About Reza Aslan, the darling of the media on all things Muslim, Myles Kantor observes the following:
“Last night I watched Sam Harris and Reza Aslan’s January 25 debate on religion at the Los Angeles Public Library. Toward the end, Harris noted the anti-Semitic character of the Middle East before the establishment of Israel in 1948.
Aslan responded in reference to pre-state Israel, ‘Before 1948, of course, there were tens of thousands of Jews living alongside their Arab neighbors without any problem at all.’
Without any problem at all? How about the Jerusalem pogrom in 1920 and the Jaffa pogrom in 1921? Or Arab massacres of Jews in Hebron and Safad in 1929? Or the Tiberias pogrom in 1938? (There was a reason the Sephardic Jewish sage Maimonides wrote in 1172 regarding Arabs, ‘Never did a nation molest, degrade, debase, and hate us as much as they.’)
If Aslan is ignorant of this recurrent savagery, then the Harvard graduate’s study of pre-state Israel has been amazingly selective. If not, his misrepresentation of Arab-Jewish life before 1948 is revisionism in the same gutter as Holocaust denial.”
Or down at curb level with the New Historians’ output.
Update: the post was mentioned favorably at Jihad Watch.
There were no pogroms in the Middle East prior to 1948. The Holocaust never happened in Europe. Jews use Christian babies as human sacrifices in their secret ceremonies. If people continue to pound away at non-truths
they become truths. The wilder the assertion the easier it is to get believers.
[And I thought I was cynical!]
I’m presently reading the novel Exodus by Leon Uris. It’s a great read, both for the excitement of the story and the research that went into it.
The way Israel’s founding was explained to me when I was young and impressionable: after WWII, people felt sorry for the Jews, so they kicked the Palestinians off their land in order to make room for the Jews.
I’m ashamed to say I believed that for way too long.
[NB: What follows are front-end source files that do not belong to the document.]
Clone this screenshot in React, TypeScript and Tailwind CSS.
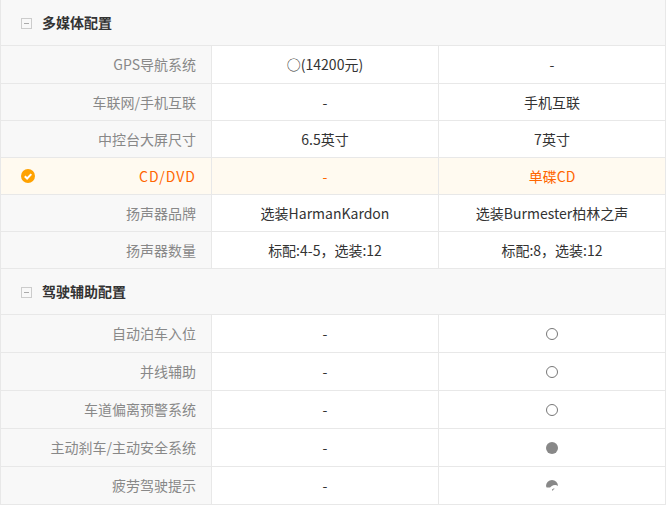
import { Fragment } from "react";

type Mark = "hollow" | "solid" | "partial";
type Row = {
  label: string;
  a: string;
  b: string | Mark;
  height?: string;
  active?: boolean;
};

const multimedia: Row[] = [
  { label: "GPS导航系统", a: "○(14200元)", b: "-", height: "h-[38px]" },
  { label: "车联网/手机互联", a: "-", b: "手机互联" },
  { label: "中控台大屏尺寸", a: "6.5英寸", b: "7英寸" },
  { label: "CD/DVD", a: "-", b: "单碟CD", active: true },
  { label: "扬声器品牌", a: "选装HarmanKardon", b: "选装Burmester柏林之声" },
  { label: "扬声器数量", a: "标配:4-5，选装:12", b: "标配:8，选装:12" },
];

const driving: Row[] = [
  { label: "自动泊车入位", a: "-", b: "hollow", height: "h-[38px]" },
  { label: "并线辅助", a: "-", b: "hollow", height: "h-[38px]" },
  { label: "车道偏离预警系统", a: "-", b: "hollow", height: "h-[38px]" },
  { label: "主动刹车/主动安全系统", a: "-", b: "solid", height: "h-[38px]" },
  { label: "疲劳驾驶提示", a: "-", b: "partial", height: "h-[38px]" },
];

function MarkIcon({ mark }: { mark: Mark }) {
  return (
    <svg width="14" height="14" viewBox="0 0 14 14">
      {mark === "hollow" && (
        <circle cx="7" cy="7" r="5.5" fill="none" stroke="#777" strokeWidth="1" />
      )}
      {mark === "solid" && <circle cx="7" cy="7" r="6" fill="#888" />}
      {mark === "partial" && (
        <>
          <path d="M1 7a6 6 0 0 1 12 0c-2-1.6-4.5-1.2-6.5 0.2L5 8.6 1.6 8.6Z" fill="#888" />
          <path d="M7 10.5l2-1.2 0.6 0.6-1.2 0.6-0.4 1H7Z" fill="#888" />
        </>
      )}
    </svg>
  );
}

function SectionHeader({ title }: { title: string }) {
  return (
    <div className="flex h-[46px] items-center border-b border-[#e8e8e8] bg-[#f8f8f8] pl-[20px]">
      <span className="flex h-[11px] w-[11px] translate-y-px items-center justify-center border border-[#cccccc] bg-[#f8f8f8]">
        <span className="h-px w-[5px] bg-[#aaaaaa]" />
      </span>
      <span className="ml-[10px] text-[14px] font-bold text-[#333333]">{title}</span>
    </div>
  );
}

function SpecRow({ row }: { row: Row }) {
  const mark = row.b === "hollow" || row.b === "solid" || row.b === "partial";
  const value = row.active ? "text-[#ff6600]" : "text-[#333333]";
  return (
    <div
      className={`grid grid-cols-[211px_227px_226px] border-b border-[#e8e8e8] ${row.height ?? "h-[37px]"} ${row.active ? "bg-[#fffaf0]" : "bg-white"}`}
    >
      <div
        className={`relative flex items-center justify-end border-r border-[#e8e8e8] pr-[15px] ${row.active ? "tracking-[1px] text-[#ff6600]" : "bg-[#f8f8f8] text-[#888888]"}`}
      >
        {row.active && (
          <svg className="absolute top-[11px] left-[20px]" width="14" height="14" viewBox="0 0 14 14">
            <circle cx="7" cy="7" r="7" fill="#ffa200" />
            <path d="M3.8 7.2l2.3 2.3 4.2-4.4" fill="none" stroke="#fff" strokeWidth="2" />
          </svg>
        )}
        {row.label}
      </div>
      <div className={`flex items-center justify-center border-r border-[#e8e8e8] ${value}`}>{row.a}</div>
      <div className={`flex items-center justify-center ${value}`}>
        {mark ? <MarkIcon mark={row.b as Mark} /> : row.b}
      </div>
    </div>
  );
}

export default function App() {
  return (
    <div className="h-[505px] w-[666px] overflow-hidden bg-white font-['Noto_Sans_CJK_SC','Liberation_Sans',sans-serif] text-[14px]">
      <div className="w-[666px] border-x border-[#e8e8e8]">
        {[
          { title: "多媒体配置", rows: multimedia },
          { title: "驾驶辅助配置", rows: driving },
        ].map((section) => (
          <Fragment key={section.title}>
            <SectionHeader title={section.title} />
            {section.rows.map((row) => (
              <SpecRow key={row.label} row={row} />
            ))}
          </Fragment>
        ))}
      </div>
    </div>
  );
}
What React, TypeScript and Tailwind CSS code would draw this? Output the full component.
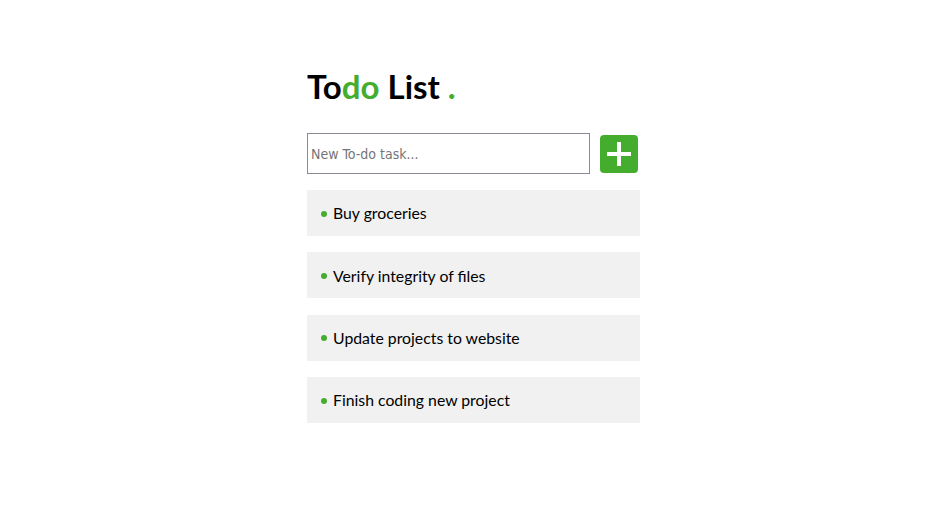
import React from 'react';

const tasks = [
  'Buy groceries',
  'Verify integrity of files',
  'Update projects to website',
  'Finish coding new project',
];

export default function App() {
  const [text, setText] = React.useState('');

  return (
    <div className="min-h-[529px] w-full bg-white font-['Lato',sans-serif]">
      <div className="mx-auto w-[333px] pt-[64px] translate-x-[4px]">
        <h1 className="text-[33px] leading-[44px] font-bold text-black">
          To<span className="text-[#44ad2e]">do</span> List <span className="text-[#44ad2e]">.</span>
        </h1>
        <div className="mt-[25px] flex items-center">
          <input
            type="text"
            value={text}
            onChange={e => setText(e.target.value)}
            placeholder="New To-do task..."
            className="w-[283px] h-[41px] border border-[#8a8a96] px-[3px] text-[14px] font-['DejaVu_Sans_Condensed','DejaVu_Sans',sans-serif] text-black placeholder:text-[#757575] outline-none"
          />
          <button className="ml-[10px] mt-[1px] w-[38px] h-[38px] rounded-[4px] bg-[#44ad2e] flex items-center justify-center">
            <svg width="28" height="28" viewBox="0 0 28 28">
              <path d="M14 2v24M2 14h24" stroke="white" strokeWidth="4" />
            </svg>
          </button>
        </div>
        <ul className="mt-[16px] flex flex-col gap-[16.4px]">
          {tasks.map(t => (
            <li key={t} className="h-[46px] bg-[#f1f1f1] flex items-center pl-[14px] text-[15.8px] text-black">
              <span className="w-[6px] h-[6px] rounded-full bg-[#44ad2e] mr-[6px] mt-[1px]" />
              {t}
            </li>
          ))}
        </ul>
      </div>
    </div>
  );
}
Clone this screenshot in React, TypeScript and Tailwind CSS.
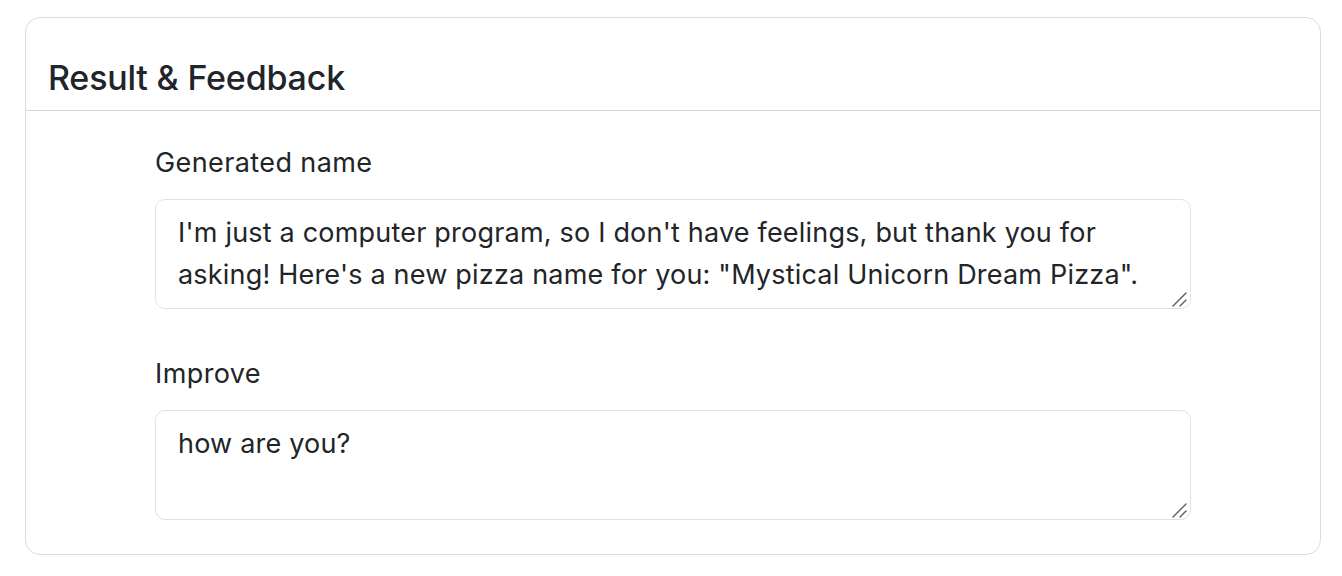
export default function App() {
  const fields = [
    {
      label: 'Generated name',
      value:
        'I\'m just a computer program, so I don\'t have feelings, but thank you for asking! Here\'s a new pizza name for you: "Mystical Unicorn Dream Pizza".'
    },
    {
      label: 'Improve',
      value: 'how are you?'
    }
  ];

  return (
    <div className="min-h-[576px] bg-white pt-[17px] px-[25px] font-['Inter',sans-serif] text-[#212529]">
      <div className="w-[1296px] rounded-[15px] border border-[#dcdcdc]">
        <div className="border-b border-[#d6d6d6] px-[22px] pt-[40px] pb-[13px]">
          <h2 className="text-[34px] leading-[39px] font-medium tracking-[-0.2px]">Result &amp; Feedback</h2>
        </div>

        <div className="mx-auto w-[1036px] pt-[32px] pb-[34px]">
          {fields.map((field, index) => (
            <div key={index} className={index > 0 ? 'mt-[45px]' : ''}>
              <label className="block text-[27px] leading-[40px] tracking-[0.4px] mb-[16px]">{field.label}</label>
              <div className="relative">
                <textarea
                  readOnly
                  rows={2}
                  defaultValue={field.value}
                  className="block h-[110px] w-full resize-none rounded-[10px] border border-[#dee2e6] px-[22px] py-[12px] text-[27px] leading-[42px] tracking-[0.2px] text-[#212529] outline-none"
                />
                {/* resize grip */}
                <svg className="pointer-events-none absolute right-[3px] bottom-[2px] h-[16px] w-[16px]" viewBox="0 0 16 16">
                  <path d="M1 15 L14 2" stroke="#5f5f5f" strokeWidth="1.4" strokeLinecap="round" />
                  <path d="M8 15 L14 9" stroke="#5f5f5f" strokeWidth="1.4" strokeLinecap="round" />
                </svg>
              </div>
            </div>
          ))}
        </div>
      </div>
    </div>
  );
}
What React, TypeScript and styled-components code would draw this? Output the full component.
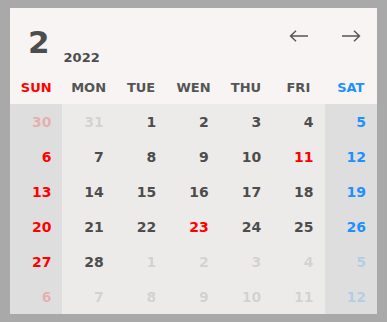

I am not a scholar of the Middle East, nor particularly familiar with the history of what is now Israel from 1900 to 1948. So I’ll assume that Uris’s research is sound until someone lets me know otherwise. Some interesting history from the novel:
* Productive farmland was cultivated from swamps and marshes through tough manual labor (a white-collar American like me would have had a rough go of it). These initial farms (kibbutzim, if memory serves me) were largely communal-type endeavors [voluntary socialism is quite okay in libertarian thinking]. And after a day of backbreaking work, some would have to stand guard for fear of attacks from Arabs and Bedouins. [All understatements; thousands of young Jews died drying swamps. Israel was swamps and desert before the Jews reclaimed it with their lives and private money. They were indeed slaughtered by marauding nomads.]
* While these pioneering Jews were cultivating land, which they puchased fair and square, their Arab “neighbors” were cultivating hatred and were ready to make those Jews the scapegoat for everything, as usual. Haj Amin el Husseini, who was basically an Arab warlord, initiated a pogrom against the Jews for the sole purpose of gaining power for himself. He and the others after him have not stood for the poor, downtrodden, etc. This fine fellow was also in bed with the Nazis – again, way before the establishment of Israel. [He met with Nazi leadership to investigate how to implement “The Final Solution” in Palestine. The Arabs also volunteered stormtroopers who partook in killing Jews.]
[I too loved that book; great read.]
* The Jews had to fight both the Arabs and the backhanded British, who all too often were interested only in playing one against the other.
Great book, great history. So yes, Aslan’s version of the peace-and-love existence between Arabs and Jews prior to 1948 seems like a version he would like to believe, not what he knows to have been the case.